↓↓↓

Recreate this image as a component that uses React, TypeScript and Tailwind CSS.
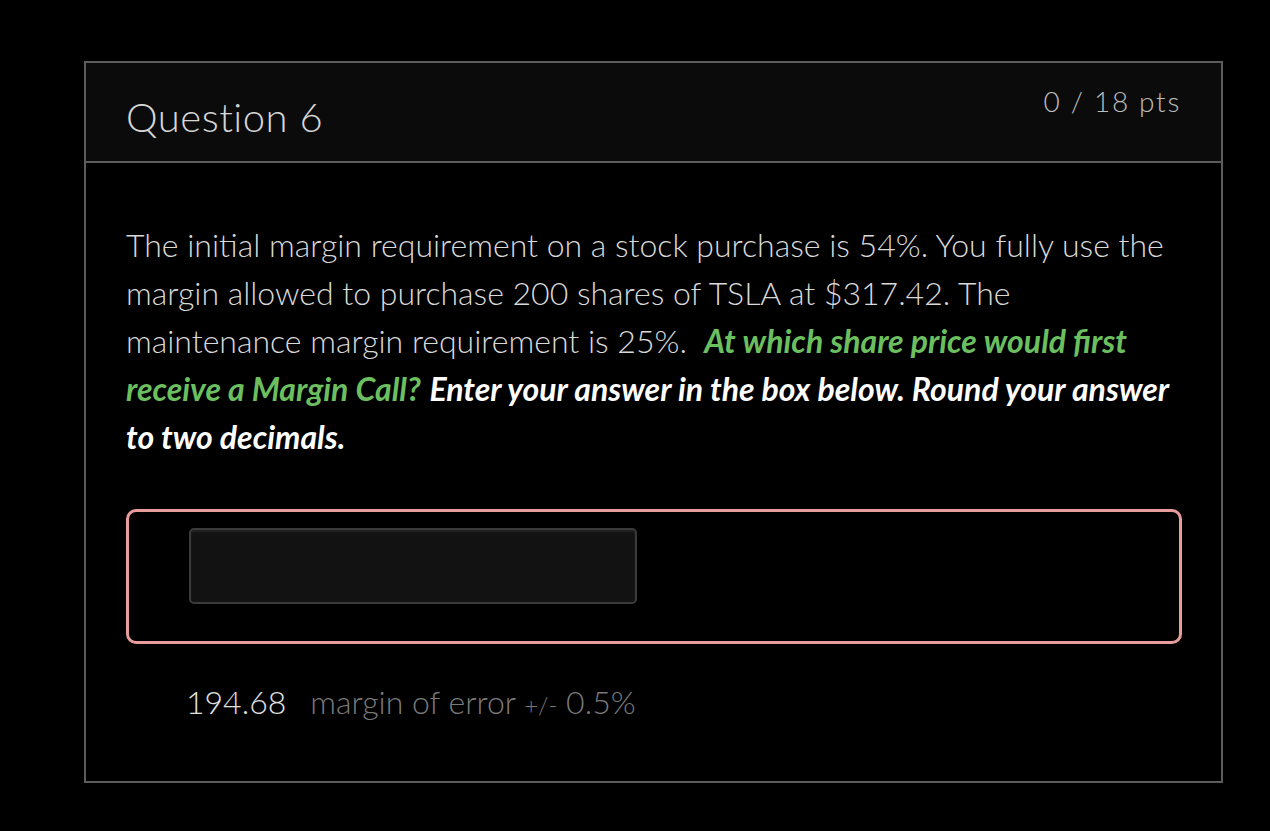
export default function App() {
  return (
    <div className="min-h-[831px] w-[1270px] bg-black pt-[61px] pl-[84px] font-['Lato_Light','Lato',sans-serif]">
      <div className="w-[1139px] h-[722px] border-2 border-[#5c5c5c] flex flex-col">
        <div className="h-[100px] bg-[#0b0b0b] border-b-2 border-[#5c5c5c] flex justify-between pl-[40px] pr-[40px]">
          <h2 className="mt-[28px] text-[40px] leading-[52px] font-light text-[#d6d6d6] tracking-[0.5px]">Question 6</h2>
          <div className="mt-[22px] text-[28px] leading-[32px] font-light text-[#bdbdbd] tracking-[1.7px]">0 / 18 pts</div>
        </div>
        <div className="pl-[40px] pr-[40px] pt-[58px]">
          <p className="text-[32px] leading-[48px] font-light text-[#d9d9d9]">
            The initial margin requirement on a stock purchase is 54%. You fully use the margin allowed to purchase 200 shares of TSLA at $317.42. The maintenance margin requirement is 25%.{"\u00a0 "}
            <span className="font-['Lato',sans-serif] font-bold italic text-[#6cbf5f]">At which share price would first receive a Margin Call?</span>{" "}
            <span className="font-['Lato',sans-serif] font-bold italic text-white">Enter your answer in the box below. Round your answer to two decimals.</span>
          </p>
          <div className="mt-[48px] h-[135px] w-[1056px] border-[3px] border-[#e89c9c] rounded-[10px] pl-[60px] pt-[16px]">
            <div className="w-[448px] h-[76px] bg-[#121212] border-2 border-[#3a3a3a] rounded-[5px] shadow-[inset_0_2px_2px_rgba(255,255,255,0.08)]"></div>
          </div>
          <div className="mt-[40px] pl-[60px] text-[32px] leading-[36px] font-light flex items-baseline gap-[24px]">
            <span className="text-[#e0e0e0]">194.68</span>
            <span className="text-[#7a7a7a]">
              margin of error <span className="text-[24px]">+/-</span> 0.5%
            </span>
          </div>
        </div>
      </div>
    </div>
  );
}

↑↑↑

**Direction**
Write the listing out a second time exactly, dropping all images.

**Response to the exercise**
Recreate this image as a component that uses React, TypeScript and Tailwind CSS.
export default function App() {
  return (
    <div className="min-h-[831px] w-[1270px] bg-black pt-[61px] pl-[84px] font-['Lato_Light','Lato',sans-serif]">
      <div className="w-[1139px] h-[722px] border-2 border-[#5c5c5c] flex flex-col">
        <div className="h-[100px] bg-[#0b0b0b] border-b-2 border-[#5c5c5c] flex justify-between pl-[40px] pr-[40px]">
          <h2 className="mt-[28px] text-[40px] leading-[52px] font-light text-[#d6d6d6] tracking-[0.5px]">Question 6</h2>
          <div className="mt-[22px] text-[28px] leading-[32px] font-light text-[#bdbdbd] tracking-[1.7px]">0 / 18 pts</div>
        </div>
        <div className="pl-[40px] pr-[40px] pt-[58px]">
          <p className="text-[32px] leading-[48px] font-light text-[#d9d9d9]">
            The initial margin requirement on a stock purchase is 54%. You fully use the margin allowed to purchase 200 shares of TSLA at $317.42. The maintenance margin requirement is 25%.{"\u00a0 "}
            <span className="font-['Lato',sans-serif] font-bold italic text-[#6cbf5f]">At which share price would first receive a Margin Call?</span>{" "}
            <span className="font-['Lato',sans-serif] font-bold italic text-white">Enter your answer in the box below. Round your answer to two decimals.</span>
          </p>
          <div className="mt-[48px] h-[135px] w-[1056px] border-[3px] border-[#e89c9c] rounded-[10px] pl-[60px] pt-[16px]">
            <div className="w-[448px] h-[76px] bg-[#121212] border-2 border-[#3a3a3a] rounded-[5px] shadow-[inset_0_2px_2px_rgba(255,255,255,0.08)]"></div>
          </div>
          <div className="mt-[40px] pl-[60px] text-[32px] leading-[36px] font-light flex items-baseline gap-[24px]">
            <span className="text-[#e0e0e0]">194.68</span>
            <span className="text-[#7a7a7a]">
              margin of error <span className="text-[24px]">+/-</span> 0.5%
            </span>
          </div>
        </div>
      </div>
    </div>
  );
}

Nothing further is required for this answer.